La non-réalisation du droit à un logement décent et abordable pour de nombreux ménages bruxellois était et est toujours une atteinte à la dignité humaine. C’est précisément pour cette raison que le RBDH reste plus que jamais convaincu de la nécessité d’investir des moyens importants dans la production de logements sociaux. Nous devons continuer à accélérer la production et diversifier nos stratégies pour augmenter le nombre de logements abordables. Le développement du logement par le secteur privé devrait permettre de créer des logements abordables. Il est également nécessaire que l’ordonnance sur les loyers abusifs prenne pleinement effet.
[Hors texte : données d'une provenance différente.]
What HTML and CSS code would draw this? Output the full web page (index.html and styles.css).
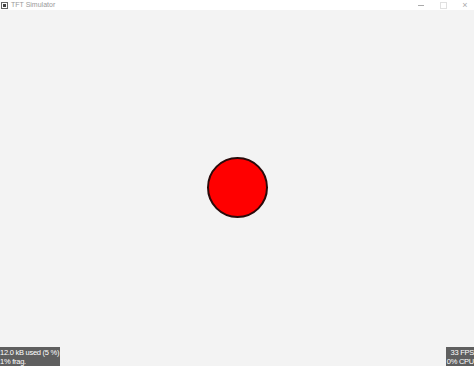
FILE: index.html
```html
<!DOCTYPE html>
<html>
<head>
<meta charset="utf-8">
<link rel="stylesheet" href="styles.css">
</head>
<body>
<div class="window">
  <div class="titlebar">
    <div class="title">
      <svg class="appicon" width="7" height="7" viewBox="0 0 7 7"><rect x="0.5" y="0.5" width="6" height="6" fill="#fff" stroke="#666"/><rect x="2" y="2" width="3" height="3" fill="#444"/></svg>
      <span class="title-text">TFT Simulator</span>
    </div>
    <div class="controls">
      <span class="ctl ctl-min"></span>
      <span class="ctl ctl-max"></span>
      <span class="ctl ctl-close">×</span>
    </div>
  </div>
  <div class="screen">
    <div class="circle"></div>
    <div class="stat stat-left">12.0 kB used (5 %)<br>1% frag.</div>
    <div class="stat stat-right">33 FPS<br>0% CPU</div>
  </div>
</div>
</body>
</html>
```
FILE: styles.css
```css
html, body {
  margin: 0;
  padding: 0;
  width: 474px;
  height: 366px;
  overflow: hidden;
  font-family: "Liberation Sans", Arial, sans-serif;
}
.window {
  display: flex;
  flex-direction: column;
  width: 474px;
  height: 366px;
}
.titlebar {
  height: 10px;
  background: #ffffff;
  display: flex;
  justify-content: space-between;
  align-items: center;
}
.title {
  display: flex;
  align-items: center;
  gap: 3px;
  padding-left: 1px;
}
.appicon { display: block; }
.title-text {
  font-size: 7px;
  line-height: 8px;
  color: #999;
}
.controls {
  display: flex;
  align-items: center;
  gap: 14px;
  padding-right: 5px;
}
.ctl {
  display: block;
  width: 8px;
  height: 8px;
  position: relative;
}
.ctl-min::before {
  content: "";
  position: absolute;
  left: 1px; right: 1px; top: 4px;
  height: 1px;
  background: #aaa;
}
.ctl-max::before {
  content: "";
  position: absolute;
  left: 1px; top: 1px;
  width: 5px; height: 5px;
  border: 1px solid #e0e0e0;
}
.ctl-close {
  font-size: 9px;
  line-height: 8px;
  color: #aaa;
  text-align: center;
}
.screen {
  flex: 1;
  background: #f3f3f3;
  position: relative;
  display: flex;
  align-items: center;
  justify-content: center;
}
.circle {
  width: 57px;
  height: 57px;
  border-radius: 50%;
  background: #ff0000;
  border: 2px solid #2a0a0a;
  margin-top: -1px;
}
.stat {
  position: absolute;
  bottom: 0;
  background: #5f5f5f;
  color: #ffffff;
  font-size: 7.5px;
  line-height: 9px;
  letter-spacing: -0.25px;
  padding: 1px 1px 0 0;
  white-space: nowrap;
}
.stat-left { left: 0; }
.stat-right { right: 0; text-align: right; padding: 1px 0 0 1px; }
```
Les critères de la grille des loyers de référence doivent être affinés pour réduire les loyers des logements dépourvus d’équipements ou peu performants sur le plan énergétique. D’autres priorités sont toujours aussi urgentes, même après 25 ans : notamment la lutte proactive contre l’insalubrité des logements, contre la vacance, et la fin du sans-abrisme et des expulsions qui en sont la cause.